DIRECTIONS:
Copy the records that follow exactly as written, but not their pictures.
*** INPUT RECORDS
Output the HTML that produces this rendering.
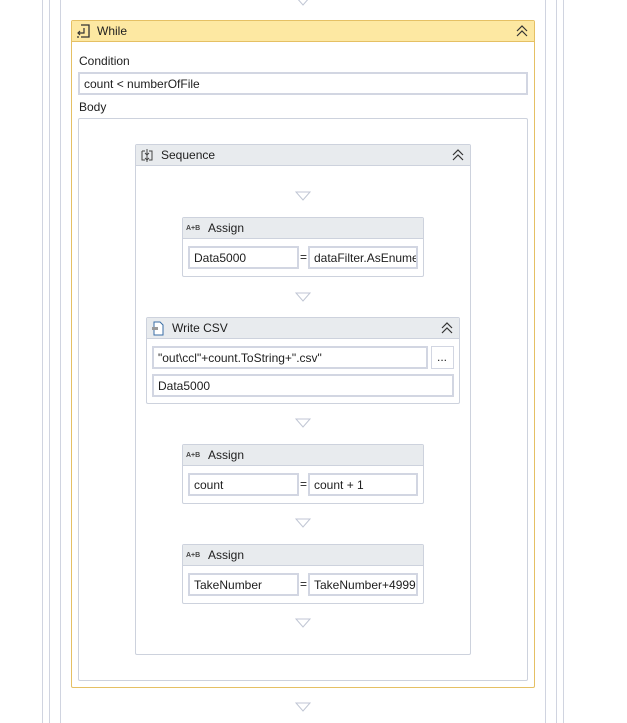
<!DOCTYPE html>
<html><head><style>
*{box-sizing:border-box;margin:0;padding:0}
body{width:627px;height:723px;background:#fff;position:relative;overflow:hidden;font-family:"Segoe UI","Liberation Sans","DejaVu Sans",sans-serif;font-size:12px;color:#1e1e1e}
.a{position:absolute}
.vl{position:absolute;top:0;height:723px;width:1px;background:#d0d4e0}
.box{position:absolute;border:1px solid #cdd2dd;border-radius:2px;background:#fff}
.hdr{position:absolute;left:0;right:0;top:0;height:21px;background:#e8ebee;border-bottom:1px solid #cdd2dd}
.hdr span.t{position:absolute;left:25px;top:3px}
.inp{position:absolute;border:2px solid #d2d6e2;background:#fff;padding:2px 4px;font-size:12px;white-space:nowrap;overflow:hidden;height:23px;line-height:16px}
.tri{position:absolute;width:16px;height:10px}
.chev{position:absolute;right:6px;top:4px;width:12px;height:12px}
.ab{position:absolute;left:3px;top:7px;font-size:7px;font-weight:bold;color:#444}
</style></head><body>
<div class="vl" style="left:42px"></div>
<div class="vl" style="left:49px"></div>
<div class="vl" style="left:60px"></div>
<div class="vl" style="left:545px"></div>
<div class="vl" style="left:556px"></div>
<div class="vl" style="left:563px"></div>

<svg class="tri" style="left:295px;top:-4px" viewBox="0 0 16 10"><path d="M1 1H15L8 9Z" fill="none" stroke="#c0c6d4"/></svg>

<div class="box" style="left:71px;top:20px;width:464px;height:668px;border-color:#e5c064">
  <div class="hdr" style="background:#fde8a2;border-bottom-color:#e5c064;height:21px">
    <svg class="a" style="left:4px;top:3px" width="14" height="14" viewBox="0 0 14 14"><path d="M5 1H13V13H5" fill="none" stroke="#333" stroke-width="1.3"/><path d="M1 13H3M8 4V9H2M4 7L2 9L4 11" fill="none" stroke="#333" stroke-width="1.2"/></svg>
    <span class="t">While</span>
    <svg class="chev" viewBox="0 0 12 12"><path d="M1 6L6 1L11 6M1 11L6 6L11 11" fill="none" stroke="#333" stroke-width="1.2"/></svg>
  </div>
  <div class="a" style="left:7px;top:33px">Condition</div>
  <div class="inp" style="left:6px;top:51px;width:450px">count &lt; numberOfFile</div>
  <div class="a" style="left:7px;top:79px">Body</div>
  <div class="box" style="left:6px;top:97px;width:450px;height:563px"></div>
</div>

<div class="box" style="left:135px;top:144px;width:336px;height:511px">
  <div class="hdr"><svg class="a" style="left:4px;top:3px" width="14" height="15" viewBox="0 0 14 15"><path d="M2 3H5M9 3H12V12H9M5 12H2V3" fill="none" stroke="#444"/><path d="M7 1V14M5 5L7 7L9 5M5 10L7 12L9 10" fill="none" stroke="#444"/></svg><span class="t">Sequence</span>
  <svg class="chev" viewBox="0 0 12 12"><path d="M1 6L6 1L11 6M1 11L6 6L11 11" fill="none" stroke="#333" stroke-width="1.2"/></svg></div>
</div>

<svg class="tri" style="left:295px;top:191px" viewBox="0 0 16 10"><path d="M1 1H15L8 9Z" fill="none" stroke="#c0c6d4"/></svg>
<svg class="tri" style="left:295px;top:292px" viewBox="0 0 16 10"><path d="M1 1H15L8 9Z" fill="none" stroke="#c0c6d4"/></svg>
<svg class="tri" style="left:295px;top:418px" viewBox="0 0 16 10"><path d="M1 1H15L8 9Z" fill="none" stroke="#c0c6d4"/></svg>
<svg class="tri" style="left:295px;top:518px" viewBox="0 0 16 10"><path d="M1 1H15L8 9Z" fill="none" stroke="#c0c6d4"/></svg>
<svg class="tri" style="left:295px;top:618px" viewBox="0 0 16 10"><path d="M1 1H15L8 9Z" fill="none" stroke="#c0c6d4"/></svg>
<svg class="tri" style="left:295px;top:702px" viewBox="0 0 16 10"><path d="M1 1H15L8 9Z" fill="none" stroke="#c0c6d4"/></svg>

<div class="box" style="left:182px;top:217px;width:242px;height:60px">
  <div class="hdr"><span class="ab">A+B</span><span class="t">Assign</span></div>
  <div class="inp" style="left:5px;top:28px;width:111px">Data5000</div>
  <div class="a" style="left:117px;top:32px">=</div>
  <div class="inp" style="left:125px;top:28px;width:110px">dataFilter.AsEnumerable</div>
</div>

<div class="box" style="left:146px;top:317px;width:314px;height:87px">
  <div class="hdr"><svg class="a" style="left:4px;top:3px" width="14" height="15" viewBox="0 0 14 15"><path d="M3 1H9L12 4V14H3Z" fill="#fff" stroke="#3a6ea5"/><rect x="1" y="6" width="6" height="3" fill="#999"/></svg><span class="t">Write CSV</span>
  <svg class="chev" viewBox="0 0 12 12"><path d="M1 6L6 1L11 6M1 11L6 6L11 11" fill="none" stroke="#333" stroke-width="1.2"/></svg></div>
  <div class="inp" style="left:5px;top:28px;width:276px">"out\ccl"+count.ToString+".csv"</div>
  <div class="inp" style="left:284px;top:28px;width:23px;border-width:1px;padding:2px 5px">...</div>
  <div class="inp" style="left:5px;top:56px;width:302px">Data5000</div>
</div>

<div class="box" style="left:182px;top:444px;width:242px;height:60px">
  <div class="hdr"><span class="ab">A+B</span><span class="t">Assign</span></div>
  <div class="inp" style="left:5px;top:28px;width:111px">count</div>
  <div class="a" style="left:117px;top:32px">=</div>
  <div class="inp" style="left:125px;top:28px;width:110px">count + 1</div>
</div>

<div class="box" style="left:182px;top:544px;width:242px;height:60px">
  <div class="hdr"><span class="ab">A+B</span><span class="t">Assign</span></div>
  <div class="inp" style="left:5px;top:28px;width:111px">TakeNumber</div>
  <div class="a" style="left:117px;top:32px">=</div>
  <div class="inp" style="left:125px;top:28px;width:110px">TakeNumber+4999</div>
</div>
</body></html>
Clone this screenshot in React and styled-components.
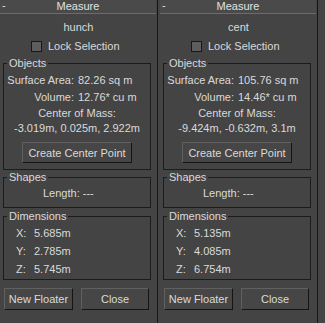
******
FINISHED EXERCISE:
Output the HTML that produces this rendering.
<!DOCTYPE html>
<html><head><style>
*{box-sizing:border-box;margin:0;padding:0}
body{width:627px;height:723px;background:#fff;position:relative;overflow:hidden;font-family:"Segoe UI","Liberation Sans","DejaVu Sans",sans-serif;font-size:12px;color:#1e1e1e}
.a{position:absolute}
.vl{position:absolute;top:0;height:723px;width:1px;background:#d0d4e0}
.box{position:absolute;border:1px solid #cdd2dd;border-radius:2px;background:#fff}
.hdr{position:absolute;left:0;right:0;top:0;height:21px;background:#e8ebee;border-bottom:1px solid #cdd2dd}
.hdr span.t{position:absolute;left:25px;top:3px}
.inp{position:absolute;border:2px solid #d2d6e2;background:#fff;padding:2px 4px;font-size:12px;white-space:nowrap;overflow:hidden;height:23px;line-height:16px}
.tri{position:absolute;width:16px;height:10px}
.chev{position:absolute;right:6px;top:4px;width:12px;height:12px}
.ab{position:absolute;left:3px;top:7px;font-size:7px;font-weight:bold;color:#444}
</style></head><body>
<div class="vl" style="left:42px"></div>
<div class="vl" style="left:49px"></div>
<div class="vl" style="left:60px"></div>
<div class="vl" style="left:545px"></div>
<div class="vl" style="left:556px"></div>
<div class="vl" style="left:563px"></div>

<svg class="tri" style="left:295px;top:-4px" viewBox="0 0 16 10"><path d="M1 1H15L8 9Z" fill="none" stroke="#c0c6d4"/></svg>

<div class="box" style="left:71px;top:20px;width:464px;height:668px;border-color:#e5c064">
  <div class="hdr" style="background:#fde8a2;border-bottom-color:#e5c064;height:21px">
    <svg class="a" style="left:4px;top:3px" width="14" height="14" viewBox="0 0 14 14"><path d="M5 1H13V13H5" fill="none" stroke="#333" stroke-width="1.3"/><path d="M1 13H3M8 4V9H2M4 7L2 9L4 11" fill="none" stroke="#333" stroke-width="1.2"/></svg>
    <span class="t">While</span>
    <svg class="chev" viewBox="0 0 12 12"><path d="M1 6L6 1L11 6M1 11L6 6L11 11" fill="none" stroke="#333" stroke-width="1.2"/></svg>
  </div>
  <div class="a" style="left:7px;top:33px">Condition</div>
  <div class="inp" style="left:6px;top:51px;width:450px">count &lt; numberOfFile</div>
  <div class="a" style="left:7px;top:79px">Body</div>
  <div class="box" style="left:6px;top:97px;width:450px;height:563px"></div>
</div>

<div class="box" style="left:135px;top:144px;width:336px;height:511px">
  <div class="hdr"><svg class="a" style="left:4px;top:3px" width="14" height="15" viewBox="0 0 14 15"><path d="M2 3H5M9 3H12V12H9M5 12H2V3" fill="none" stroke="#444"/><path d="M7 1V14M5 5L7 7L9 5M5 10L7 12L9 10" fill="none" stroke="#444"/></svg><span class="t">Sequence</span>
  <svg class="chev" viewBox="0 0 12 12"><path d="M1 6L6 1L11 6M1 11L6 6L11 11" fill="none" stroke="#333" stroke-width="1.2"/></svg></div>
</div>

<svg class="tri" style="left:295px;top:191px" viewBox="0 0 16 10"><path d="M1 1H15L8 9Z" fill="none" stroke="#c0c6d4"/></svg>
<svg class="tri" style="left:295px;top:292px" viewBox="0 0 16 10"><path d="M1 1H15L8 9Z" fill="none" stroke="#c0c6d4"/></svg>
<svg class="tri" style="left:295px;top:418px" viewBox="0 0 16 10"><path d="M1 1H15L8 9Z" fill="none" stroke="#c0c6d4"/></svg>
<svg class="tri" style="left:295px;top:518px" viewBox="0 0 16 10"><path d="M1 1H15L8 9Z" fill="none" stroke="#c0c6d4"/></svg>
<svg class="tri" style="left:295px;top:618px" viewBox="0 0 16 10"><path d="M1 1H15L8 9Z" fill="none" stroke="#c0c6d4"/></svg>
<svg class="tri" style="left:295px;top:702px" viewBox="0 0 16 10"><path d="M1 1H15L8 9Z" fill="none" stroke="#c0c6d4"/></svg>

<div class="box" style="left:182px;top:217px;width:242px;height:60px">
  <div class="hdr"><span class="ab">A+B</span><span class="t">Assign</span></div>
  <div class="inp" style="left:5px;top:28px;width:111px">Data5000</div>
  <div class="a" style="left:117px;top:32px">=</div>
  <div class="inp" style="left:125px;top:28px;width:110px">dataFilter.AsEnumerable</div>
</div>

<div class="box" style="left:146px;top:317px;width:314px;height:87px">
  <div class="hdr"><svg class="a" style="left:4px;top:3px" width="14" height="15" viewBox="0 0 14 15"><path d="M3 1H9L12 4V14H3Z" fill="#fff" stroke="#3a6ea5"/><rect x="1" y="6" width="6" height="3" fill="#999"/></svg><span class="t">Write CSV</span>
  <svg class="chev" viewBox="0 0 12 12"><path d="M1 6L6 1L11 6M1 11L6 6L11 11" fill="none" stroke="#333" stroke-width="1.2"/></svg></div>
  <div class="inp" style="left:5px;top:28px;width:276px">"out\ccl"+count.ToString+".csv"</div>
  <div class="inp" style="left:284px;top:28px;width:23px;border-width:1px;padding:2px 5px">...</div>
  <div class="inp" style="left:5px;top:56px;width:302px">Data5000</div>
</div>

<div class="box" style="left:182px;top:444px;width:242px;height:60px">
  <div class="hdr"><span class="ab">A+B</span><span class="t">Assign</span></div>
  <div class="inp" style="left:5px;top:28px;width:111px">count</div>
  <div class="a" style="left:117px;top:32px">=</div>
  <div class="inp" style="left:125px;top:28px;width:110px">count + 1</div>
</div>

<div class="box" style="left:182px;top:544px;width:242px;height:60px">
  <div class="hdr"><span class="ab">A+B</span><span class="t">Assign</span></div>
  <div class="inp" style="left:5px;top:28px;width:111px">TakeNumber</div>
  <div class="a" style="left:117px;top:32px">=</div>
  <div class="inp" style="left:125px;top:28px;width:110px">TakeNumber+4999</div>
</div>
</body></html>
Clone this screenshot in React and styled-components.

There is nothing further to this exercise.